[Work to do]: Set down, exactly as written, the lines from the top of the data to the line that holds "import React from", and omit the pictures.

-- Stored data start --

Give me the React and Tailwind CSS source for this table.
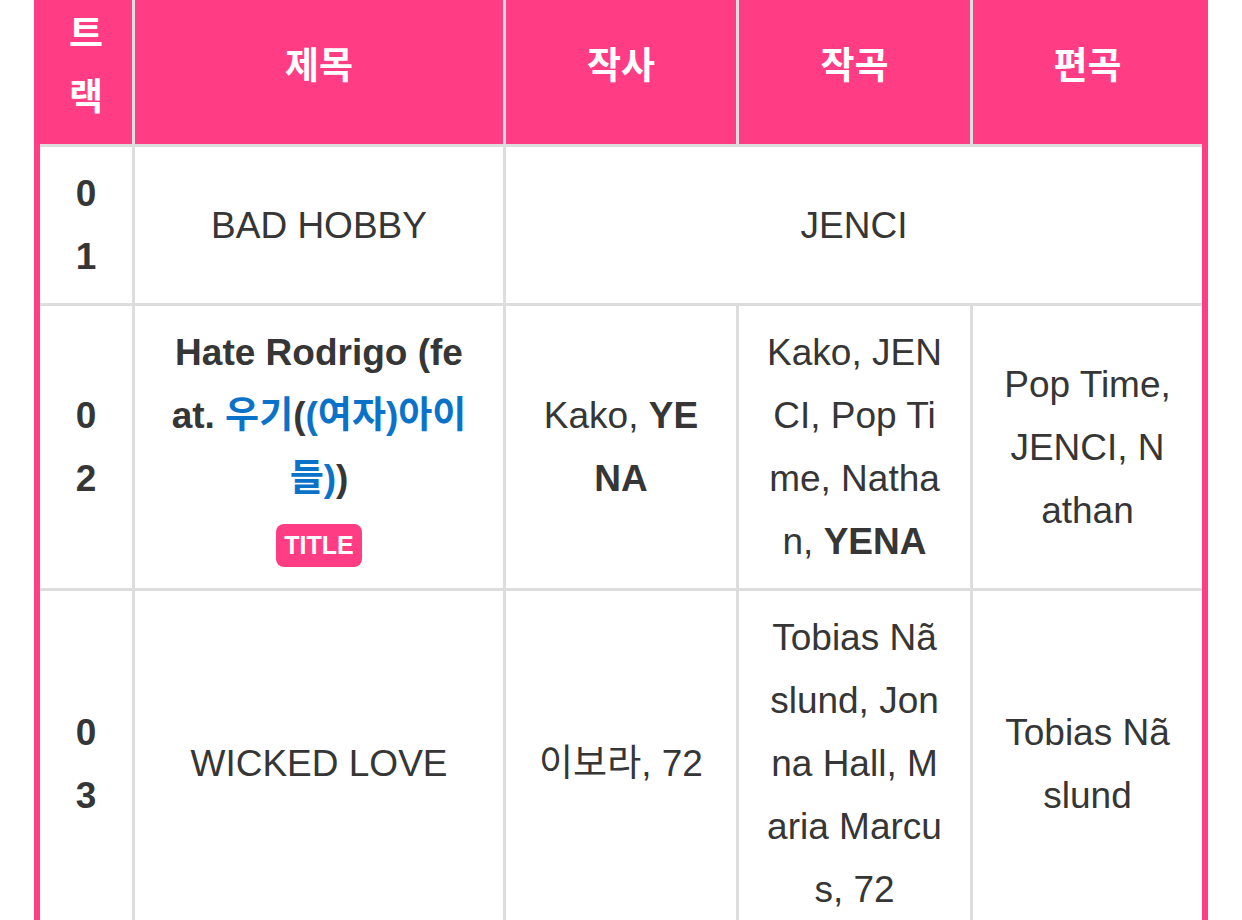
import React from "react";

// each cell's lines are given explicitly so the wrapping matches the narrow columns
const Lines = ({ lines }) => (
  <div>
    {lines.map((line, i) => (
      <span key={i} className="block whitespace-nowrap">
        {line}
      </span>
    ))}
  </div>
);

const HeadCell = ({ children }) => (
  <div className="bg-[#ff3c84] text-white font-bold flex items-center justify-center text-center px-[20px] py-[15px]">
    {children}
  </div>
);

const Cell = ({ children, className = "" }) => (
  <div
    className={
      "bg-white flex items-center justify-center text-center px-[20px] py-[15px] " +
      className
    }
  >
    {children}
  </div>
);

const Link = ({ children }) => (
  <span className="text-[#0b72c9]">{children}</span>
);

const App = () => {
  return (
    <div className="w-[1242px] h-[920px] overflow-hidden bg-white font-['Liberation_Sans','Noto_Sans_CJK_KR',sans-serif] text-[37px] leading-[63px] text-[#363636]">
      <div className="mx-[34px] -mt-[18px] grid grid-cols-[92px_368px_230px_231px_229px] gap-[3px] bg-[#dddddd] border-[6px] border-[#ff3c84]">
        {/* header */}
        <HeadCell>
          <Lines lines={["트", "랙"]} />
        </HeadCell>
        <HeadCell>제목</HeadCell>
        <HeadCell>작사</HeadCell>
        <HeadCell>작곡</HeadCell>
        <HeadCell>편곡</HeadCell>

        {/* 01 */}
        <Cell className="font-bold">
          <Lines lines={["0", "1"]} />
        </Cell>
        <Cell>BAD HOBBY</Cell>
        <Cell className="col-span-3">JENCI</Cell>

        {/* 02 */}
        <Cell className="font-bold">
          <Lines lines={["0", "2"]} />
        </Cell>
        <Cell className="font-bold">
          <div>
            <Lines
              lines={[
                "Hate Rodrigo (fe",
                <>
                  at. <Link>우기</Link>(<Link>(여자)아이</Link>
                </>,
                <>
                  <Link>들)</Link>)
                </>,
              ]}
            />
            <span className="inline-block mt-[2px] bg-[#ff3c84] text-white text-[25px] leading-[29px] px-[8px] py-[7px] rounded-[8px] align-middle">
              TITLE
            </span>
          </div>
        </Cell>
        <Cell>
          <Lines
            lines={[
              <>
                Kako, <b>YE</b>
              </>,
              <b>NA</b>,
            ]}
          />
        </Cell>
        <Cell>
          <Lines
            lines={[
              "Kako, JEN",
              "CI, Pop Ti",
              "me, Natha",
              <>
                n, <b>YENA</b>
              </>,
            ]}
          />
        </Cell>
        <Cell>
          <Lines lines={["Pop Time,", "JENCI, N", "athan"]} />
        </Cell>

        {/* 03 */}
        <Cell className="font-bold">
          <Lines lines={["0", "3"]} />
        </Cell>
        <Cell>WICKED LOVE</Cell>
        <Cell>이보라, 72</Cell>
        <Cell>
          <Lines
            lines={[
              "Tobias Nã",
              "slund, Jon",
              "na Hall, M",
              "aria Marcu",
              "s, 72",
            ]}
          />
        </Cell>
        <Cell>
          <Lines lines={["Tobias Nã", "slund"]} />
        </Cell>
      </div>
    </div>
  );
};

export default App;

-- Stored data end --

[Result below]:
Give me the React and Tailwind CSS source for this table.
import React from "react";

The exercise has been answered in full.